Edit: since the new video boards were installed, I can’t remember if the old-school scoreboard still shows the H’s and E’s anymore. I don’t think it does.

I tweaked a template from this website in Excel, personally.

You don’t even need boxes, really. If you just have a notebook, a shorthand will summarize the whole game; I’ve often done it that way and have my shorthand all nicely worked out.

T11 - Leibrandt
9 Key 2-2 FO3
1 White 1-2 HBP
2 Alomar 1-0 1B-8 White 2nd
3 Carter 1-2 F8
4 Winfield 3-2 2B-9 White, Alomar Sc 2RBI
5 Maldonado 2-2 P4
TOR 4 ATL 2

B11 - Key
6 Blauser 0-0 1B-9
7 Berryhill 0-0 E6(G6) Blauser 3rd
Smoltz PR Berryhill
8 Belliard 0-1 SAC Smoltz 2nd
Hunter PH Leibrandt
9 Hunter 1-0 G3U Blauser Sc Smoltz 3rd RBI
Timlin R Key
1 Nixon 0-1 BuG3
F TOR 4 ATL 3
Key/Leibrandt/Timlin

11th inning, Game 6 of the 1992 World Series. Easy to write, and you can replicate everything that happened to the last detail, albeit a bit slower than with a proper box. Easy to reconstruct.

The big problem with scoring today is that the scorecards are too small to fit in all the notation. And the glossy paper doesn’t hold ink well.

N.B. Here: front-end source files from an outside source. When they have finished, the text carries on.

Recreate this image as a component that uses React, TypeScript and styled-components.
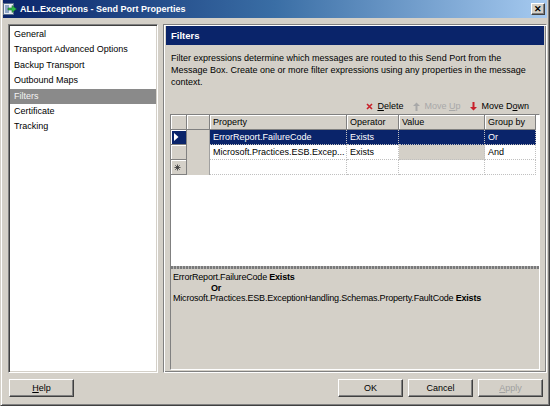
import styled, { createGlobalStyle } from 'styled-components';

const GlobalStyle = createGlobalStyle`
  html, body { margin: 0; padding: 0; background: #d4d0c8; }
  body {
    font-family: "Liberation Sans", Arial, sans-serif;
    font-size: 9px;
    color: #000;
  }
  * { box-sizing: border-box; }
`;

const navItems = [
  'General',
  'Transport Advanced Options',
  'Backup Transport',
  'Outbound Maps',
  'Filters',
  'Certificate',
  'Tracking',
];

type Row = {
  property: string;
  operator: string;
  groupBy: string;
  selected?: boolean;
};

const rows: Row[] = [
  { property: 'ErrorReport.FailureCode', operator: 'Exists', groupBy: 'Or', selected: true },
  { property: 'Microsoft.Practices.ESB.Excep...', operator: 'Exists', groupBy: 'And' },
];

function AppIcon() {
  return (
    <svg width="14" height="14" viewBox="0 0 14 14">
      <rect x="0.5" y="1.5" width="10" height="11" fill="#e8ecf4" stroke="#5a6e8c" />
      <rect x="2" y="3" width="4" height="8" fill="#8fa6c8" />
      <path d="M5 6h4V3.5L13.5 7 9 10.5V8H5z" fill="#2fb84a" stroke="#17702a" strokeWidth="0.6" />
    </svg>
  );
}

function DeleteIcon() {
  return (
    <svg width="7" height="7" viewBox="0 0 7 7">
      <path d="M1 1l5 5M6 1L1 6" stroke="#c8202a" strokeWidth="1.6" />
    </svg>
  );
}

function ArrowIcon({ down, color }: { down?: boolean; color: string }) {
  return (
    <svg width="7" height="9" viewBox="0 0 7 9">
      <g transform={down ? 'rotate(180 3.5 4.5)' : undefined}>
        <path d="M3.5 0.5L7 4H4.5v5h-2V4H0z" fill={color} />
      </g>
    </svg>
  );
}

function CurrentRowIcon() {
  return (
    <svg width="5" height="8" viewBox="0 0 5 8">
      <path d="M0 0l4.5 4L0 8z" fill="#fff" />
    </svg>
  );
}

function NewRowIcon() {
  return (
    <svg width="7" height="7" viewBox="0 0 7 7">
      <path d="M3.5 0.5v6M0.5 3.5h6M1.3 1.3l4.4 4.4M5.7 1.3L1.3 5.7" stroke="#404040" strokeWidth="0.9" />
    </svg>
  );
}

export default function App() {
  return (
    <>
      <GlobalStyle />
      <Window>
        <TitleBar>
          <AppIcon />
          <TitleText>ALL.Exceptions - Send Port Properties</TitleText>
          <CloseButton>✕</CloseButton>
        </TitleBar>

        <Main>
          <NavList>
            {navItems.map((item) => (
              <NavItem key={item} $active={item === 'Filters'}>
                {item}
              </NavItem>
            ))}
          </NavList>

          <Panel>
            <PanelHeader>Filters</PanelHeader>
            <PanelBody>
              <Description>
                Filter expressions determine which messages are routed to this Send Port from the
                <br />
                Message Box. Create one or more filter expressions using any properties in the message
                <br />
                context.
              </Description>

              <Toolbar>
                <ToolButton>
                  <DeleteIcon />
                  <span>
                    <u>D</u>elete
                  </span>
                </ToolButton>
                <ToolButton $disabled>
                  <ArrowIcon color="#a8a8a8" />
                  <span>
                    Move <u>U</u>p
                  </span>
                </ToolButton>
                <ToolButton>
                  <ArrowIcon down color="#c8202a" />
                  <span>
                    Move D<u>o</u>wn
                  </span>
                </ToolButton>
              </Toolbar>

              <EditorBox>
                <GridArea>
                  <GridTable>
                    <colgroup>
                      <col style={{ width: 16 }} />
                      <col style={{ width: 23 }} />
                      <col style={{ width: 137 }} />
                      <col style={{ width: 52 }} />
                      <col style={{ width: 86 }} />
                      <col style={{ width: 51 }} />
                    </colgroup>
                    <thead>
                      <tr>
                        <HeadCell />
                        <HeadCell />
                        <HeadCell>Property</HeadCell>
                        <HeadCell>Operator</HeadCell>
                        <HeadCell>Value</HeadCell>
                        <HeadCell>Group by</HeadCell>
                      </tr>
                    </thead>
                    <tbody>
                      {rows.map((row) => (
                        <tr key={row.property}>
                          <RowHeader $selected={row.selected}>
                            {row.selected && <CurrentRowIcon />}
                          </RowHeader>
                          <BlankCell />
                          <Cell $selected={row.selected}>{row.property}</Cell>
                          <Cell $selected={row.selected}>{row.operator}</Cell>
                          <Cell $selected={row.selected} $disabled={!row.selected} />
                          <Cell $selected={row.selected}>{row.groupBy}</Cell>
                        </tr>
                      ))}
                      <tr>
                        <RowHeader>
                          <NewRowIcon />
                        </RowHeader>
                        <BlankCell />
                        <Cell />
                        <Cell />
                        <Cell />
                        <Cell />
                      </tr>
                    </tbody>
                  </GridTable>
                </GridArea>
                <Splitter />
                <Expression>
                  <div>
                    ErrorReport.FailureCode <b>Exists</b>
                  </div>
                  <Conjunction>Or</Conjunction>
                  <div>
                    Microsoft.Practices.ESB.ExceptionHandling.Schemas.Property.FaultCode <b>Exists</b>
                  </div>
                </Expression>
              </EditorBox>
            </PanelBody>
          </Panel>
        </Main>

        <Footer>
          <DialogButton>
            <u>H</u>elp
          </DialogButton>
          <Spacer />
          <DialogButton>OK</DialogButton>
          <DialogButton>Cancel</DialogButton>
          <DialogButton $disabled>
            <u>A</u>pply
          </DialogButton>
        </Footer>
      </Window>
    </>
  );
}

const Window = styled.div`
  width: 550px;
  height: 406px;
  display: flex;
  flex-direction: column;
  background: #d4d0c8;
  border: 1px solid;
  border-top: 0;
  border-color: #d4d0c8 #404040 #404040 #d4d0c8;
  box-shadow: inset 1px 0 #ffffff, inset -1px -1px #808080;
  padding: 0 2px 2px 2px;
`;

const TitleBar = styled.div`
  height: 18px;
  flex: none;
  display: flex;
  align-items: center;
  gap: 3px;
  padding: 0 2px 0 0;
  background: linear-gradient(90deg, #0a246a 0%, #3a6ea5 50%, #a6caf0 100%);
`;

const TitleText = styled.div`
  color: #fff;
  font-weight: bold;
  font-size: 9px;
  white-space: nowrap;
`;

const CloseButton = styled.div`
  margin-left: auto;
  width: 14px;
  height: 12px;
  display: flex;
  align-items: center;
  justify-content: center;
  font-size: 9px;
  font-weight: bold;
  background: #d4d0c8;
  border: 1px solid;
  border-color: #fff #404040 #404040 #fff;
  box-shadow: inset -1px -1px #808080;
`;

const Main = styled.div`
  flex: 1;
  min-height: 0;
  display: flex;
  gap: 5px;
  padding: 6px 0 0 5px;
`;

const NavList = styled.div`
  width: 150px;
  flex: none;
  background: #fff;
  border: 1px solid;
  border-color: #808080 #fff #fff #808080;
  box-shadow: inset 1px 1px #404040, inset -1px -1px #d4d0c8;
  padding: 2px 1px 0 1px;
`;

const NavItem = styled.div<{ $active?: boolean }>`
  height: 15.4px;
  line-height: 15.4px;
  padding-left: 4px;
  white-space: nowrap;
  background: ${(p) => (p.$active ? '#8a8a8a' : 'transparent')};
  color: ${(p) => (p.$active ? '#f4f4f4' : '#000')};
`;

const Panel = styled.div`
  flex: 1;
  display: flex;
  flex-direction: column;
  border: 1px solid;
  border-color: #808080 #fff #fff #808080;
  box-shadow: inset 1px 1px #fff, inset -1px -1px #808080;
  padding: 1px 2px 1px 2px;
`;

const PanelHeader = styled.div`
  height: 19px;
  flex: none;
  display: flex;
  align-items: center;
  padding-left: 5px;
  background: #0a246a;
  color: #fff;
  font-weight: bold;
  font-size: 9.5px;
`;

const PanelBody = styled.div`
  flex: 1;
  min-height: 0;
  display: flex;
  flex-direction: column;
  padding: 0 4px 1px 4px;
`;

const Description = styled.div`
  margin-top: 7px;
  padding-left: 1px;
  line-height: 12px;
  white-space: nowrap;
`;

const Toolbar = styled.div`
  display: flex;
  justify-content: flex-end;
  align-items: center;
  gap: 10px;
  height: 14px;
  margin-top: 11px;
  padding-right: 11px;
`;

const ToolButton = styled.div<{ $disabled?: boolean }>`
  display: flex;
  align-items: center;
  gap: 4px;
  color: ${(p) => (p.$disabled ? '#a8a8a8' : '#000')};
`;

const EditorBox = styled.div`
  flex: 1;
  min-height: 0;
  margin-top: 1px;
  display: flex;
  flex-direction: column;
  border: 1px solid;
  border-color: #808080 #fff #fff #808080;
`;

const GridArea = styled.div`
  height: 151px;
  flex: none;
  background: #fff;
`;

const GridTable = styled.table`
  border-collapse: separate;
  border-spacing: 0;
  table-layout: fixed;
  width: 365px;
`;

const HeadCell = styled.th`
  height: 15px;
  padding: 0 0 0 3px;
  text-align: left;
  font-weight: normal;
  white-space: nowrap;
  background: #d4d0c8;
  border-right: 1px solid #808080;
  border-bottom: 1px solid #808080;
  box-shadow: inset 1px 1px #fff;
`;

const RowHeader = styled.td<{ $selected?: boolean }>`
  height: 15px;
  padding: 0 0 0 3px;
  vertical-align: middle;
  line-height: 0;
  background: ${(p) => (p.$selected ? '#0a246a' : '#d4d0c8')};
  border-right: 1px solid #808080;
  border-bottom: 1px solid #808080;
  box-shadow: inset 1px 1px #fff;
`;

const BlankCell = styled.td`
  height: 15px;
  padding: 0;
  background: #d4d0c8;
  border-right: 1px solid #a0a0a0;
`;

const Cell = styled.td<{ $selected?: boolean; $disabled?: boolean }>`
  height: 15px;
  padding: 0 0 0 3px;
  overflow: hidden;
  white-space: nowrap;
  background: ${(p) => (p.$selected ? '#0a246a' : p.$disabled ? '#d4d0c8' : '#fff')};
  color: ${(p) => (p.$selected ? '#fff' : '#000')};
  border-right: 1px dotted #c0c0c0;
  border-bottom: 1px dotted #c0c0c0;
`;

const Splitter = styled.div`
  height: 3px;
  flex: none;
  background: repeating-linear-gradient(90deg, #7a7a7a 0 2px, #b4b4b4 2px 3px);
`;

const Expression = styled.div`
  flex: 1;
  padding: 3px 2px;
  line-height: 10.5px;
  white-space: nowrap;
  letter-spacing: -0.2px;
`;

const Conjunction = styled.div`
  padding-left: 38px;
  font-weight: bold;
`;

const Footer = styled.div`
  height: 30px;
  flex: none;
  display: flex;
  align-items: center;
  gap: 5px;
  padding: 0 4px 0 6px;
`;

const Spacer = styled.div`
  flex: 1;
`;

const DialogButton = styled.div<{ $disabled?: boolean }>`
  width: 65px;
  height: 18px;
  display: flex;
  align-items: center;
  justify-content: center;
  background: #d4d0c8;
  color: ${(p) => (p.$disabled ? '#a0a0a0' : '#000')};
  border: 1px solid;
  border-color: #fff #404040 #404040 #fff;
  box-shadow: inset -1px -1px #808080;
`;
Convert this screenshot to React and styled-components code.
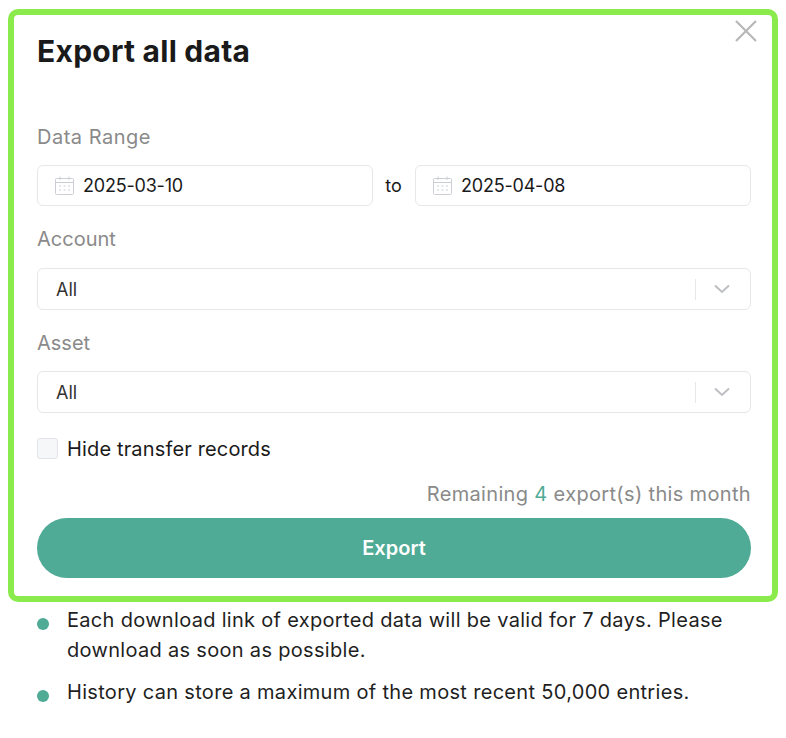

Another Rizzuto scoresheet entry: “DSI” for “Didn’t See It”.

I don’t find it hard for most games but impossible for All Star Games. So many subs too few lines to put them on and they often don’t tell you who is where in the batting order till they come up.

I just learned today that the “H” and the “E” above Camden Yards’ scoreboard - the letters in “The Sun” - will light up to indicate a hit or error. This is apparently a nod to the Schaefer’s sign above the Ebbets Field scoreboard that did the same.